Motion for required finding of not guilty. There was sufficient evidence adduced at trial that the defendant expressed an intent to shoot Erlich in circumstances that could reasonably have caused him to fear that she had the ability to carry out that threat. See G. L. c. 275, § 2; Commonwealth v. Robicheau, 421 Mass. 176 , 183 (1995); Commonwealth v. Ditsch, 19 Mass. App. Ct. 1005 , 1005 (1985); Commonwealth v. Troy T., 54 Mass. App. Ct. 520 , 524-528 (2002). Denial of the motion was proper.
Although the defendant argues that her statements were expressions of exasperation and despair rather than threats, the Commonwealth produced sufficient evidence to prove otherwise. "A threat is 'the expression of an intention to inflict evil, injury, or damage on another' . . . . In analyzing a putative threat, we eschew a technical parsing of the words used and instead consider the entire context in which a statement is made, including the defendant's actions and demeanor at the time, and prior communications between the defendant and the recipient." Id. at 528, quoting from Commonwealth v. Ditsch, supra. Standing alone, the words uttered by Meier were unambiguous threats to
shoot Erlich if he did not stop "torturing" her. [Note 2] Moreover, it was reasonable to infer from the broader context of the statements that she intended them as threats. Meier had already exhibited anger toward Erlich in a series of letters, the last of which was dated two weeks prior to the threats. In those communications, she expressed her belief that Erlich was the "motor behind Burpee" and his collection efforts. Her varied characterizations of Erlich's actions all indicated her view that he was the aggressor, leaving her no choice other than to obtain a gun, as she had told Erlich in an earlier telephone conversation. Matters escalated further when Meier subsequently told Burpee that she would indeed procure a gun and that she intended to shoot Erlich and then herself.
In sum, the Commonwealth demonstrated that Meier was angry at Erlich, had a history of threatening him directly, and had exhibited increasingly hostile behavior toward him over a period of five years, culminating in her statement to Burpee that she intended to obtain a gun and shoot Erlich. Viewed in a light most favorable to the Commonwealth, the evidence was sufficient to satisfy a rational trier of fact that the defendant's words constituted a threat.

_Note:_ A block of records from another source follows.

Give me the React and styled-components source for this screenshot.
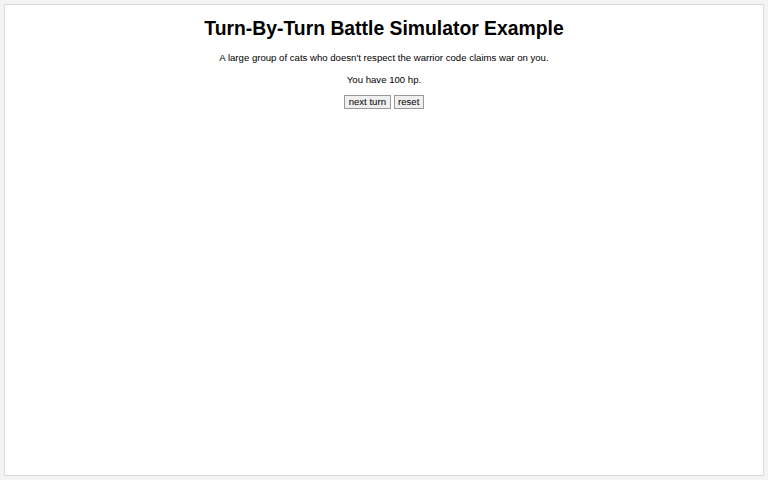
import React, { useState } from "react";
import styled, { createGlobalStyle } from "styled-components";

const Global = createGlobalStyle`
  html, body { margin: 0; padding: 0; }
  body {
    background: #f3f3f3;
    font-family: "Liberation Sans", Arial, sans-serif;
    color: #000;
  }
`;

const Page = styled.div`
  box-sizing: border-box;
  height: 480px;
  padding: 4px;
  display: flex;
`;

const Panel = styled.main`
  flex: 1;
  background: #fff;
  border: 1px solid #dcdcdc;
  display: flex;
  flex-direction: column;
  align-items: center;
  padding-top: 11px;
`;

const Title = styled.h1`
  margin: 0;
  font-size: 19.35px;
  font-weight: bold;
  line-height: 24px;
`;

const Line = styled.p`
  margin: ${(p) => p.$top}px 0 0;
  font-size: 9.6px;
  line-height: 12px;
`;

const Controls = styled.div`
  margin-top: 9px;
  display: flex;
  gap: 3px;
`;

const Button = styled.button`
  font-family: "Liberation Sans", Arial, sans-serif;
  font-size: 9.6px;
  line-height: 12px;
  padding: 0 3.5px;
  background: #efefef;
  border: 1px solid #9a9a9a;
  border-radius: 0;
  color: #000;
  cursor: pointer;
`;

export default function App() {
  const [hp, setHp] = useState(100);
  return (
    <>
      <Global />
      <Page>
        <Panel>
          <Title>Turn-By-Turn Battle Simulator Example</Title>
          <Line $top={12}>
            A large group of cats who doesn't respect the warrior code claims war on you.
          </Line>
          <Line $top={10}>You have {hp} hp.</Line>
          <Controls>
            <Button onClick={() => setHp((h) => Math.max(0, h - 10))}>next turn</Button>
            <Button onClick={() => setHp(100)}>reset</Button>
          </Controls>
        </Panel>
      </Page>
    </>
  );
}
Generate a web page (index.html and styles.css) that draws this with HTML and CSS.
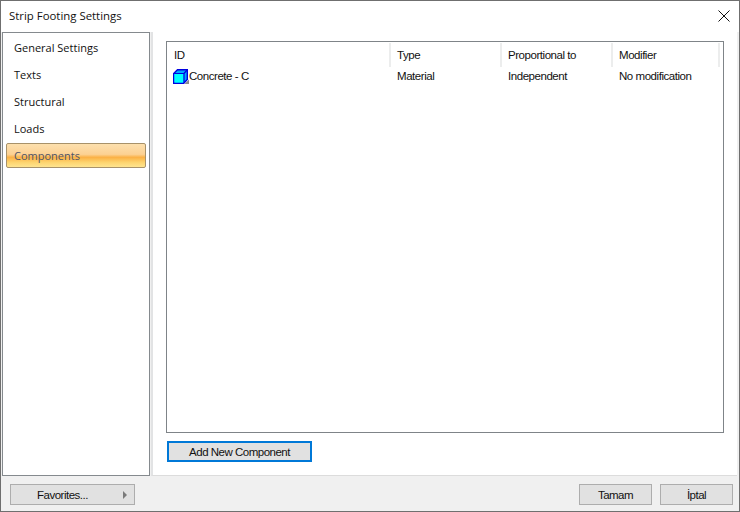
FILE: index.html
```html
<!DOCTYPE html>
<html lang="en">
<head>
<meta charset="utf-8">
<title>Strip Footing Settings</title>
<link rel="stylesheet" href="styles.css">
</head>
<body>
<div class="window">
  <header class="titlebar">
    <span class="title">Strip Footing Settings</span>
    <svg class="close" width="12" height="12" viewBox="0 0 12 12"><path d="M.5.5l11 11M11.5.5l-11 11" stroke="#111" stroke-width="1" fill="none"/></svg>
  </header>
  <div class="body">
    <nav class="nav">
      <div class="nav-item">General Settings</div>
      <div class="nav-item">Texts</div>
      <div class="nav-item">Structural</div>
      <div class="nav-item">Loads</div>
      <div class="nav-item active">Components</div>
    </nav>
    <main class="panel">
      <div class="list">
        <div class="row head">
          <div class="cell c1">ID</div>
          <div class="cell c2">Type</div>
          <div class="cell c3">Proportional to</div>
          <div class="cell c4">Modifier</div>
        </div>
        <div class="row data">
          <div class="cell c1 idcell">
            <svg class="cube" width="16" height="15" viewBox="0 0 16 15">
              <path d="M.7 4.5L4.5.7H14.3V10.5L10.8 14.3H.7Z" fill="#00a8ff" stroke="#0000e0" stroke-width="1.4"/>
              <path d="M1.4 4.6H10.6V13.6H1.4Z" fill="#00ffff"/>
              <path d="M1 4.5H11V14M11 4.5L14 1" fill="none" stroke="#0000e0" stroke-width="1.2"/>
              <path d="M11.5 15h4.5v-4.5z" fill="#8a8a8a"/>
            </svg>
            <span>Concrete - C</span>
          </div>
          <div class="cell c2">Material</div>
          <div class="cell c3">Independent</div>
          <div class="cell c4">No modification</div>
        </div>
      </div>
      <div class="panel-actions">
        <button class="btn add">Add New Component</button>
      </div>
    </main>
  </div>
  <footer class="footer">
    <button class="btn fav"><span>Favorites...</span><i class="arrow"></i></button>
    <div class="footer-right">
      <button class="btn ok">Tamam</button>
      <button class="btn ok">İptal</button>
    </div>
  </footer>
</div>
</body>
</html>
```
FILE: styles.css
```css
* { box-sizing: border-box; }
html, body { margin: 0; padding: 0; }
body { width: 740px; height: 512px; overflow: hidden; font-family: "Liberation Sans", Arial, sans-serif; font-size: 12px; color: #111; }
.window { width: 740px; height: 512px; border: 1px solid #6f6f6f; background: #f0f0f0; display: flex; flex-direction: column; }
.titlebar { height: 31px; flex: none; background: #fff; display: flex; align-items: center; justify-content: space-between; padding: 0 9px 2px 8px; }
.title { font-family: "Open Sans", sans-serif; font-size: 11.4px; color: #111; }
.close { display: block; }
.body { height: 444px; flex: none; display: flex; padding-left: 1px; }
.nav { width: 148px; flex: none; height: 444px; background: #fff; border: 1px solid #858a8e; padding: 1px 3px 0 3px; display: flex; flex-direction: column; }
.nav-item { height: 27px; flex: none; padding-left: 8px; display: flex; align-items: center; font-family: "Open Sans", sans-serif; font-size: 11px; color: #111; }
.nav-item.active { height: 25px; margin-top: 1px; border: 1px solid #a8926a; border-radius: 2px; padding-left: 7px; color: #4f5468; background: linear-gradient(#fde0ae 0%, #fcd193 45%, #fbb146 58%, #fdd46f 80%, #ffe48f 100%); }
.panel { width: 586px; flex: none; margin-left: 1px; background: #fff; border-left: 2px solid #e2e3e4; border-bottom: 1px solid #dcdcdc; padding: 9px 13px 0 13px; display: flex; flex-direction: column; }
.list { height: 392px; flex: none; border: 1px solid #7f8488; background: #fff; padding-top: 1px; }
.row { display: flex; }
.head { height: 24px; }
.data { height: 18px; }
.cell { padding-left: 6px; display: flex; align-items: center; font-size: 11.5px; letter-spacing: -.45px; }
.head .cell { border-right: 2px solid #eceded; height: 24px; }
.c1 { width: 224px; }
.c2 { width: 111px; }
.c3 { width: 111px; }
.c4 { width: 107px; }
.idcell { padding-left: 6px; }
.head .c1 { padding-left: 7px; }
.cube { display: block; flex: none; }
.panel-actions { padding: 8px 0 0 1px; }
.btn { font-family: "Liberation Sans", Arial, sans-serif; font-size: 11.5px; letter-spacing: -.5px; color: #111; background: #e1e1e1; border: 1px solid #adadad; padding: 0; height: 21px; display: flex; align-items: center; justify-content: center; border-radius: 0; }
.add { width: 145px; border: 2px solid #0078d7; }
.footer { flex: 1; display: flex; justify-content: space-between; align-items: flex-start; padding: 8px 6px 0 9px; }
.fav { width: 125px; position: relative; }
.fav span { margin-right: 20px; }
.arrow { position: absolute; right: 7px; top: 6px; border-left: 4px solid #7a7a7a; border-top: 4px solid transparent; border-bottom: 4px solid transparent; }
.footer-right { display: flex; gap: 8px; }
.ok { width: 73px; }
```
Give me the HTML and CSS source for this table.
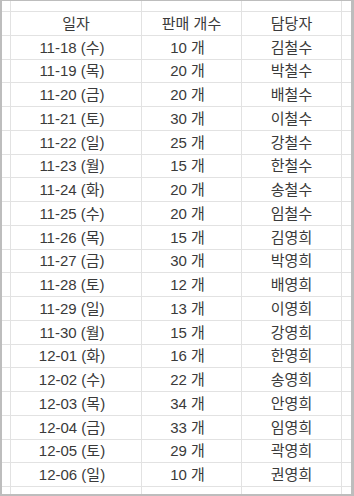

Meier argues, alternatively, that even if her statements constituted threats, her conviction must be reversed because the Commonwealth failed to prove that she communicated those threats directly to Erlich. Although our case law has "never expressly articulated communication as an element of the crime of threatening, it is implicit . . . that the subject threat be communicated in some manner by the defendant." Commonwealth v. Troy T., 54 Mass. App. Ct. at 525. "[I]t . . . seems quite reasonable that a threat may be communicated by a third party to the defendant's intended victim" and that "[i]n such instances, . . . the Commonwealth must prove, among other things, that the defendant intended to communicate the threat to the third party who acts as intermediary." Id. at 526. In this
respect, Meier does not dispute that she communicated the threats at issue directly to Burpee who, in turn, repeated them to Erlich. Rather, she argues that there was no evidence of (1) her intent to have Burpee communicate the threats to Erlich, or of (2) her ability or intent to carry them out so as to justify apprehension on Erlich's part.
The Commonwealth must prove, beyond a reasonable doubt, that the defendant intended that her threats be communicated to Erlich, even though that intention need not be express. "Intent, of course, may be proved by circumstantial evidence." Id. at 526-527. Thus, when a defendant utters a threat to a third party who "would likely communicate it to [the ultimate target]," id. at 527, the defendant's act constitutes evidence of her intent to communicate the threat to the intended victim. As noted previously, Meier's May 4, 1999, letter to Erlich conveyed her anger with him over the prior litigation and also established that she considered Erlich and Burpee to be in league with each other. Consequently, the fact finder could reasonably infer that Meier intended her comments to reach Erlich, with Burpee serving as the intermediary.
Finally, the threats were conveyed in circumstances that would reasonably justify apprehension on the part of Erlich. This was especially so in light of Meier's letters to him, one of which stated that she had "no further obligation to respect the law," as well as her prior telephone call to him in which she suggested that she should buy a gun, a remark that alarmed Erlich enough to report it to the police. There was no error.
[Note 1] Erlich testified that, at first, the communications dealt mainly with Meier's various efforts to seek relief from the judgment against her. However, the letters began to criticize Erlich personally and contained some bizarre statements regarding his supposed efforts to torture her, to destroy her "reproductive tract," and to interfere with her "physical integrity." Meier objected unsuccessfully at trial to these letters and now appeals their admission in evidence. Because we determine, infra, that the letters were highly probative of her intent to communicate her May 19, 1999, threat to Erlich through Richard Burpee, we conclude that they were properly admitted.
[Note 2] Notwithstanding the defendant's argument to the contrary, the conditional nature of the threat does not make it any less of a threat. See Commonwealth v. Elliffe, 47 Mass. App. Ct. 580 , 583 (1999). In these circumstances, and given the entire context of the remarks, a reasonable trier of fact could infer that violence would follow if Meier perceived that Erlich continued to "torture" her.